Get on Up (2014) Review

director: Tate Taylor

writer: Jez Butterworth & John-Henry Butterworth

starring: Chadwick Boseman, Nelsan Ellis (Mos Def), Dan Aykroyd and Viola Davis

genre: Biopic | Drama | Music

released: August 1, 2015 (U.S.), October 9, 2014 (Germany), October 16, 2014 (Greece), October 30, 2014 (Australia)

A decade ago, it felt as if there was a musical biopic fever with films such as "Ray", "Walk the Line" and "I'm Not There" making the headlines. Usually these sort of films are just standard fare or turn out to be incredible fun with creative productions. Thankfully, the James Brown biopic turned out to be a creative production that was done in such a fresh way, that coming out of it you will have better felt that funk!

story:

The film follows James Brown (Chadwick Boseman) throughout his glamorous and extravagant life. With the ups and downs of his career and an inside view to how difficult he was as an individual, while also how special he was as an artist and as an entertainer.

thoughts:

At first, when hearing of the film's production it made me fear I'd be watching another "Ray" and I don't state that in a negative way, but with the idea in mind that I would have been watching a film of a very similar motif. However, the people behind the film wisely understood that moving from the musical genre of R&B to funk, wouldn't be cause for concern. Also, l the fact this biopic follows much less the dramatic events of its protagonists life in contrary to other biopics and a filmmaking approach that is much more eccentric and lively than could have been anticipated. Coincides perfectly with James Brown personality and musical performances alike.

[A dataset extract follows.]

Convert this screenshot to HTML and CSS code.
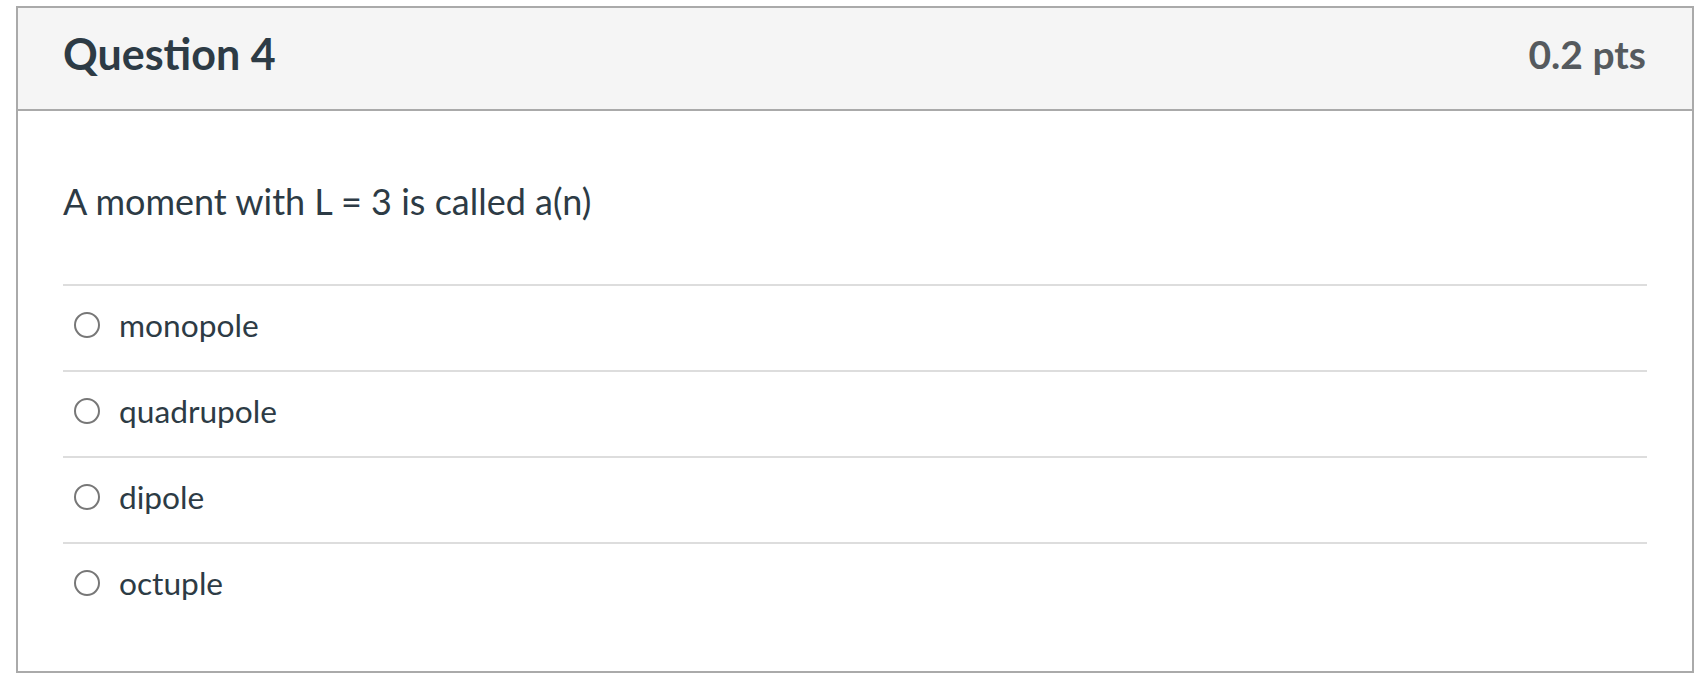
FILE: index.html
```html
<!DOCTYPE html>
<html>
<head>
<meta charset="utf-8">
<link rel="stylesheet" href="styles.css">
</head>
<body>
<div class="question">
  <div class="q-header">
    <h3 class="q-title">Question 4</h3>
    <span class="q-points">0.2 pts</span>
  </div>
  <div class="q-body">
    <p class="q-text">A moment with L = 3 is called a(n)</p>
    <ul class="answers">
      <li class="answer"><span class="radio"></span><span class="label">monopole</span></li>
      <li class="answer"><span class="radio"></span><span class="label">quadrupole</span></li>
      <li class="answer"><span class="radio"></span><span class="label">dipole</span></li>
      <li class="answer"><span class="radio"></span><span class="label">octuple</span></li>
    </ul>
  </div>
</div>
</body>
</html>
```
FILE: styles.css
```css
html, body {
  margin: 0;
  padding: 0;
  background: #ffffff;
}
body {
  padding: 6px 6px 0 16px;
  font-family: Lato, "Noto Sans", sans-serif;
  color: #2d3b45;
}
.question {
  border: 2px solid #aaaaaa;
  height: 663px;
  box-sizing: content-box;
}
.q-header {
  display: flex;
  align-items: center;
  justify-content: space-between;
  height: 91px;
  background: #f5f5f5;
  border-bottom: 2px solid #aaaaaa;
  padding: 0 46px 10px 45px;
}
.q-title {
  margin: 0;
  font-size: 43px;
  font-weight: 700;
  color: #2d3b45;
}
.q-points {
  font-size: 39px;
  font-weight: 700;
  color: #555a5e;
}
.q-body {
  padding: 0 45px 0 45px;
}
.q-text {
  margin: 0;
  padding-top: 70px;
  height: 103px;
  font-size: 36px;
  line-height: 40px;
  box-sizing: content-box;
}
.answers {
  list-style: none;
  margin: 0;
  padding: 0;
}
.answer {
  display: flex;
  align-items: center;
  height: 78px;
  border-top: 2px solid #dddddd;
  padding-left: 11px;
  padding-bottom: 6px;
  box-sizing: content-box;
}
.radio {
  width: 22px;
  height: 22px;
  border: 2px solid #777777;
  border-radius: 50%;
  flex: none;
}
.label {
  margin-left: 19px;
  font-size: 31.7px;
}
```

Furthermore, the choice of casting Chadwick Boseman as James Brown was sublime and possibly as good as Jamie Foxx or Joaquin Phoenix in their own respective iconic music roles. Boseman is one of the best talents Hollywood has and gives here a sensational portrayal of one our best music legends. However, it is kind of easy to give praise to someone playing a real life individual. Usually because of the person's the importance to history and or culture and also the rising up of ones performance actual worth even more than needed and even their surrounding material being of a merely okay stature. And although this is fairly true for many production's, it isn't for this one.

Here Boseman gets deep into his portrayal of James Brown and transforms into the funk legend himself. From the dance moves, to the depth of his voice and with a performance of pure spunk and cockiness from on stage with fans, to his friends and fans. Its also worth noting that the choice by the filmmakers to get us deep into Brown's way of thinking, dreams and fears. Helps Boseman grow even more into his role. This is as well helped by having Mos Def play next to him his best friend and fellow singer. Bringing a real ying and yang to the relationship and how they would both react to their rise and fame.

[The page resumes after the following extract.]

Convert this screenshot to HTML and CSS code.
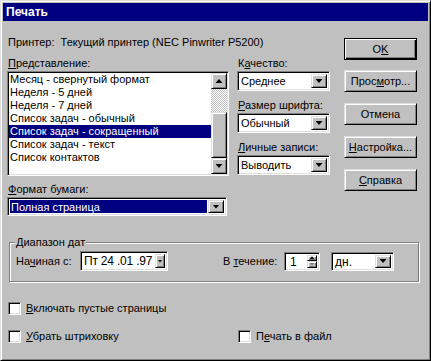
FILE: index.html
```html
<!DOCTYPE html>
<html lang="ru">
<head>
    <meta charset="UTF-8">
    <title>Печать</title>
    <link rel="stylesheet" href="styles.css">
</head>
<body>
    <div class="window">
        <div class="titlebar">Печать</div>
        <div class="dialog">
            <div class="top">
                <div class="main">
                    <div class="printer">Принтер:&nbsp; Текущий принтер (NEC Pinwriter P5200)</div>
                    <div class="views">
                        <div class="list-col">
                            <div class="label"><u>П</u>редставление:</div>
                            <div class="listbox">
                                <ul class="items">
                                    <li>Месяц - свернутый формат</li>
                                    <li>Неделя - 5 дней</li>
                                    <li>Неделя - 7 дней</li>
                                    <li>Список задач - обычный</li>
                                    <li class="selected">Список задач - сокращенный</li>
                                    <li>Список задач - текст</li>
                                    <li>Список контактов</li>
                                </ul>
                                <div class="scrollbar">
                                    <div class="sb-btn"><span class="arrow-up"></span></div>
                                    <div class="sb-track"></div>
                                    <div class="sb-thumb"></div>
                                    <div class="sb-btn"><span class="arrow-down"></span></div>
                                </div>
                            </div>
                        </div>
                        <div class="combo-col">
                            <div class="label">К<u>а</u>чество:</div>
                            <div class="combo">
                                <span class="combo-text">Среднее</span>
                                <span class="drop"><span class="arrow-down"></span></span>
                            </div>
                            <div class="label spaced"><u>Р</u>азмер шрифта:</div>
                            <div class="combo">
                                <span class="combo-text">Обычный</span>
                                <span class="drop"><span class="arrow-down"></span></span>
                            </div>
                            <div class="label spaced"><u>Л</u>ичные записи:</div>
                            <div class="combo">
                                <span class="combo-text">Выводить</span>
                                <span class="drop"><span class="arrow-down"></span></span>
                            </div>
                        </div>
                    </div>
                    <div class="paper">
                        <div class="label"><u>Ф</u>ормат бумаги:</div>
                        <div class="combo wide">
                            <span class="combo-text"><span class="highlight">Полная страница</span></span>
                            <span class="drop"><span class="arrow-down"></span></span>
                        </div>
                    </div>
                </div>
                <div class="buttons">
                    <button class="btn default">O<u>K</u></button>
                    <button class="btn first">Прос<u>м</u>отр...</button>
                    <button class="btn">Отмена</button>
                    <button class="btn"><u>Н</u>астройка...</button>
                    <button class="btn"><u>С</u>правка</button>
                </div>
            </div>

            <div class="group">
                <span class="group-title">Диапазон дат</span>
                <div class="group-row">
                    <span class="start-label">На<u>ч</u>иная с:</span>
                    <div class="field date">
                        <span class="field-text">Пт 24 .01 .97</span>
                        <span class="small-drop"><span class="arrow-down"></span></span>
                    </div>
                    <span class="during-label">В <u>т</u>ечение:</span>
                    <div class="field spin">
                        <span class="field-text">1</span>
                        <span class="spin-btns">
                            <span class="spin-btn"><span class="arrow-up small"></span></span>
                            <span class="spin-btn"><span class="arrow-down small disabled"></span></span>
                        </span>
                    </div>
                    <div class="combo units">
                        <span class="combo-text">дн.</span>
                        <span class="drop"><span class="arrow-down"></span></span>
                    </div>
                </div>
            </div>

            <div class="checks">
                <div class="check-row">
                    <label class="check"><span class="box"></span><span><u>В</u>ключать пустые страницы</span></label>
                </div>
                <div class="check-row second">
                    <label class="check half"><span class="box"></span><span><u>У</u>брать штриховку</span></label>
                    <label class="check"><span class="box"></span><span>П<u>е</u>чать в файл</span></label>
                </div>
            </div>
        </div>
    </div>
</body>
</html>
```

FILE: styles.css
```css
html, body {
    margin: 0;
    padding: 0;
}
body {
    font-family: "Liberation Sans", Arial, sans-serif;
    font-size: 11px;
    line-height: 13px;
    color: #000;
    background: #c0c0c0;
}
u {
    text-decoration: underline;
    text-underline-offset: 1px;
}
.window {
    width: 431px;
    height: 361px;
    box-sizing: border-box;
    background: #c0c0c0;
    border: 1px solid;
    border-color: #dfdfdf #000 #000 #dfdfdf;
    box-shadow: inset 1px 1px #fff, inset -1px -1px #808080;
    padding: 2px;
}
.titlebar {
    height: 18px;
    line-height: 18px;
    background: #000080;
    color: #fff;
    font-weight: bold;
    font-size: 12px;
    padding-left: 3px;
}
.dialog {
    padding-left: 4px;
}
.top {
    display: flex;
}
.main {
    width: 323px;
}
.printer {
    margin-top: 15px;
    padding-left: 1px;
}
.views {
    display: flex;
    margin-top: 8px;
}
.label {
    padding-left: 1px;
    height: 13px;
    margin-bottom: 1px;
}
.label.spaced {
    margin-top: 8px;
}
.list-col {
    width: 222px;
}

/* sunken 3d field */
.listbox, .combo, .field, .box {
    box-sizing: border-box;
    background: #fff;
    border: 1px solid;
    border-color: #808080 #fff #fff #808080;
    box-shadow: inset 1px 1px #000, inset -1px -1px #dfdfdf;
}
/* raised 3d button */
.drop, .sb-btn, .sb-thumb, .btn, .small-drop, .spin-btn {
    box-sizing: border-box;
    background: #c0c0c0;
    border: 1px solid;
    border-color: #dfdfdf #000 #000 #dfdfdf;
    box-shadow: inset 1px 1px #fff, inset -1px -1px #808080;
}

.listbox {
    height: 105px;
    display: flex;
    padding: 1px;
}
.items {
    list-style: none;
    margin: 0;
    padding: 0;
    flex: 1;
    overflow: hidden;
}
.items li {
    height: 13px;
    padding-left: 1px;
    white-space: nowrap;
}
.items li.selected {
    background: #000080;
    color: #fff;
}
.scrollbar {
    width: 16px;
    display: flex;
    flex-direction: column;
}
.sb-btn {
    height: 16px;
    display: flex;
    align-items: center;
    justify-content: center;
}
.sb-track {
    height: 23px;
    background: repeating-conic-gradient(#fff 0 25%, #c0c0c0 0 50%) 0 0 / 2px 2px;
}
.sb-thumb {
    flex: 1;
}
.arrow-down, .arrow-up {
    display: block;
    width: 7px;
    height: 4px;
    background: #000;
}
.arrow-down {
    clip-path: polygon(0 0, 100% 0, 50% 100%);
}
.arrow-up {
    clip-path: polygon(50% 0, 100% 100%, 0 100%);
}
.arrow-down.small, .arrow-up.small {
    width: 5px;
    height: 3px;
}
.arrow-down.disabled {
    background: #808080;
}

.combo-col {
    margin-left: 8px;
    width: 93px;
}
.combo {
    height: 20px;
    display: flex;
    padding: 2px;
}
.combo-text {
    flex: 1;
    padding-left: 1px;
    line-height: 14px;
    white-space: nowrap;
    overflow: hidden;
}
.drop {
    width: 16px;
    display: flex;
    align-items: center;
    justify-content: center;
}
.paper {
    margin-top: 7px;
}
.combo.wide {
    width: 220px;
    height: 19px;
}
.highlight {
    display: block;
    background: #000080;
    color: #fff;
    padding-left: 1px;
    margin-left: -1px;
    margin-right: 1px;
}

.buttons {
    margin-left: 14px;
    width: 73px;
    display: flex;
    flex-direction: column;
}
.btn {
    height: 22px;
    margin-top: 11px;
    padding: 0;
    font: inherit;
    color: #000;
}
.btn.default {
    margin-top: 17px;
    border-color: #000;
    box-shadow: inset 1px 1px #fff, inset -1px -1px #000, inset -2px -2px #808080;
}
.btn.first {
    margin-top: 10px;
}

.group {
    position: relative;
    margin: 26px 0 0 2px;
    width: 410px;
    height: 40px;
    box-sizing: border-box;
    border: 1px solid #808080;
    box-shadow: inset 1px 1px #fff, 1px 1px #fff;
}
.group-title {
    position: absolute;
    top: -7px;
    left: 5px;
    padding: 0 1px;
    background: #c0c0c0;
}
.group-row {
    display: flex;
    align-items: center;
    height: 20px;
    margin-top: 8px;
    padding-left: 6px;
}
.start-label {
    width: 64px;
}
.field {
    display: flex;
    padding: 2px;
}
.field-text {
    flex: 1;
    padding-left: 2px;
    line-height: 15px;
    font-size: 12px;
    white-space: nowrap;
    overflow: hidden;
}
.date {
    width: 88px;
    height: 20px;
}
.date .field-text {
    padding-left: 1px;
    letter-spacing: -0.2px;
}
.small-drop {
    width: 10px;
    display: flex;
    align-items: center;
    justify-content: center;
}
.small-drop .arrow-down {
    width: 5px;
    height: 3px;
}
.during-label {
    margin-left: 55px;
    width: 61px;
}
.spin {
    width: 36px;
    height: 19px;
}
.spin .field-text {
    padding-left: 3px;
}
.spin-btns {
    width: 10px;
    display: flex;
    flex-direction: column;
}
.spin-btn {
    flex: 1;
    display: flex;
    align-items: center;
    justify-content: center;
}
.combo.units {
    margin-left: 11px;
    width: 63px;
    height: 19px;
}
.units .combo-text {
    font-size: 12px;
}

.checks {
    padding-left: 1px;
    margin-top: 20px;
}
.check-row {
    display: flex;
}
.check-row.second {
    margin-top: 15px;
}
.check {
    display: flex;
    align-items: center;
}
.check.half {
    width: 230px;
}
.box {
    width: 13px;
    height: 13px;
    margin-right: 5px;
}
```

Getting back to the part of raising a particular film's biopic star more than the material itself has happened in films such as "Ray" and "Walk the Line". Where both films were good biopic films, though that honestly had better performances than what the films managed to accomplish in the end overall. Both films lead actors came out with a boat load lot of awards and recognition, but their films didn't have the same fortune.

On the other hand, I don't know if the same thing could be said for this film. As Boseman didn't get the same praise that the previous stars had received and was pretty much forgotten of by critic societies and awards shows. But its a down and dirty shame not to reward or at least honor him with a simple nomination. Worthy of note is also that this Oscar year was the one without a African American nomination. Which could be because they thought no one really deserved it or because they just didn't want to seem too politically correct. Anyway, it truly is Boseman in my book, as the best actor of the year.

When it comes to biopics there is always a fine line between telling the story to the smallest detail or giving us overall spectral view on the man or lady during his time or fame and also he came to be that person. This was the choice finally taken in the film, showing just enough to understand Brown pathos, but also how he took fame and rided with it.

verdict:

The film really ties together Brown's musical beginnings, troubled past, rise to fame and exuberant personality perfectly. Showing the man that from flawed roots did his best to keep the funk and pass it along to all of us. An accomplishment for the history books.